STORED ROWS:

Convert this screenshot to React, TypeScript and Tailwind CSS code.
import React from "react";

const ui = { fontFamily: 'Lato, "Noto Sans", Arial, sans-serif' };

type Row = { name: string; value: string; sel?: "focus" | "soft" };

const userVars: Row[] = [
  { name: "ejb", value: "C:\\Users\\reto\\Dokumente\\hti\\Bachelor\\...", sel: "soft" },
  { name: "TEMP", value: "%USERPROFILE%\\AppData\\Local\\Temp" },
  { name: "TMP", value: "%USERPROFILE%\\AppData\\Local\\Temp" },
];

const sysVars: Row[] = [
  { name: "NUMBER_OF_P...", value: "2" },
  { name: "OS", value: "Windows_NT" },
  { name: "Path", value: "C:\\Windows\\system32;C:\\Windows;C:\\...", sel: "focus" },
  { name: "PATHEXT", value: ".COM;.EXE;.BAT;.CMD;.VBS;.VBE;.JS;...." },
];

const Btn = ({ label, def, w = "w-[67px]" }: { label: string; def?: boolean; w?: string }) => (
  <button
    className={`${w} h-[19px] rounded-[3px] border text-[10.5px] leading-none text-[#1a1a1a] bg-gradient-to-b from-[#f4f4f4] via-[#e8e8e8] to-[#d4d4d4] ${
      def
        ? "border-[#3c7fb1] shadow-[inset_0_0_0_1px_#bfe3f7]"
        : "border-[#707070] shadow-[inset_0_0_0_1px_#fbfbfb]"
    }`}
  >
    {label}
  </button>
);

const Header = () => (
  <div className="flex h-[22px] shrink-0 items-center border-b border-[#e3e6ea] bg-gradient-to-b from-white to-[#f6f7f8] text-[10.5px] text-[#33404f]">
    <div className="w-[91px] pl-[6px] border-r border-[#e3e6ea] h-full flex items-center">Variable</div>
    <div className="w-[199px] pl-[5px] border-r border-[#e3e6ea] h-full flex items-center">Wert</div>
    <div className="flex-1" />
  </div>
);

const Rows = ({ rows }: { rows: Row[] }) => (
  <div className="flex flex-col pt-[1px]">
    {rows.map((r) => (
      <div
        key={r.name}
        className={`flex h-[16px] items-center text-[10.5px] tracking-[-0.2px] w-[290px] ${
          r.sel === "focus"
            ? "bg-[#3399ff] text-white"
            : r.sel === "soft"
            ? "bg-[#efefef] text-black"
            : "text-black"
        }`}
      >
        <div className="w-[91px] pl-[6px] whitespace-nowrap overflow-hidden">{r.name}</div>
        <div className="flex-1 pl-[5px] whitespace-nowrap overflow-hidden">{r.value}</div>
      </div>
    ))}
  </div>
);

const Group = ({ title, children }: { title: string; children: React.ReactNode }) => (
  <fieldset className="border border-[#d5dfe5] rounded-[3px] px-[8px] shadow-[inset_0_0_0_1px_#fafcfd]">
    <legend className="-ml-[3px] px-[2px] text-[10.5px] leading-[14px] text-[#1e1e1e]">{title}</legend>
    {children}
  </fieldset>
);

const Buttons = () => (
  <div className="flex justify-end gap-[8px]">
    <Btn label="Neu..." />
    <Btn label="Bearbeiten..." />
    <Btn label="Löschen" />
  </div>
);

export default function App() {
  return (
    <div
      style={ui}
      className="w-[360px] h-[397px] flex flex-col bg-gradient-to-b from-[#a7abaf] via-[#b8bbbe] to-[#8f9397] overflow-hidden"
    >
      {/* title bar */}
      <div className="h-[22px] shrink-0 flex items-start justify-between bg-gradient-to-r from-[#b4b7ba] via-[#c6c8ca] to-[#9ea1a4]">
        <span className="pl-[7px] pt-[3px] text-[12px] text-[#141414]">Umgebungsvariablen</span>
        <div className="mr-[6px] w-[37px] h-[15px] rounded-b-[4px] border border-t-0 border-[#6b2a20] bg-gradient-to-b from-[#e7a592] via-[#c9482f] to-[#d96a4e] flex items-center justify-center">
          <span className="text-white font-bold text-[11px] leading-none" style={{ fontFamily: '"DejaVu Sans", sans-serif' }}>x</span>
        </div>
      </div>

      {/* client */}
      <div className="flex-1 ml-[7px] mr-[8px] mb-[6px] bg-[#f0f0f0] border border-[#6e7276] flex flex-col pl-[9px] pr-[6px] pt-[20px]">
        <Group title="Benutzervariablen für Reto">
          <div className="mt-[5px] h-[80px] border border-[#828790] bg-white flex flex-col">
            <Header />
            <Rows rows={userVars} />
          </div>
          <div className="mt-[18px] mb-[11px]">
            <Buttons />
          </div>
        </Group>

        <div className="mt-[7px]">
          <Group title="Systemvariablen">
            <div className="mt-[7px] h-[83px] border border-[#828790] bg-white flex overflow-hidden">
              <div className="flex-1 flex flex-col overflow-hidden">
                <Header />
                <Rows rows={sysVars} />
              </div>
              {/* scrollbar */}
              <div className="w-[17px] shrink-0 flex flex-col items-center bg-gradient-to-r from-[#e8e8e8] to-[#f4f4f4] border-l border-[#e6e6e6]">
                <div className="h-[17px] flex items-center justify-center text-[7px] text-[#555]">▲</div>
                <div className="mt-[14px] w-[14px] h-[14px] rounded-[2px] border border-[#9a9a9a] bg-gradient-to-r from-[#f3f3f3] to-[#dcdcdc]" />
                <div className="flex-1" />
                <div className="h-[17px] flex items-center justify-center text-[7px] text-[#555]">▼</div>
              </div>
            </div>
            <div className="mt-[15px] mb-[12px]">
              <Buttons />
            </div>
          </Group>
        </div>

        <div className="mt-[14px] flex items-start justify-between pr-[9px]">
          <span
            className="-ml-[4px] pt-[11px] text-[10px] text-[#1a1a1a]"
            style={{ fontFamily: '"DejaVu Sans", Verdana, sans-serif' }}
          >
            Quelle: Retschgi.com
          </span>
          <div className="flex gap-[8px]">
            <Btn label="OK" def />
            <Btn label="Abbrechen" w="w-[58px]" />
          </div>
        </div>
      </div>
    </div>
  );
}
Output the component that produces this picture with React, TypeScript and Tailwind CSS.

TO BE DONE: Where does the word "React" appear? Return each line that holds it.

RESPONSE BELOW:
Convert this screenshot to React, TypeScript and Tailwind CSS code.
import React from "react";
const Group = ({ title, children }: { title: string; children: React.ReactNode }) => (
Output the component that produces this picture with React, TypeScript and Tailwind CSS.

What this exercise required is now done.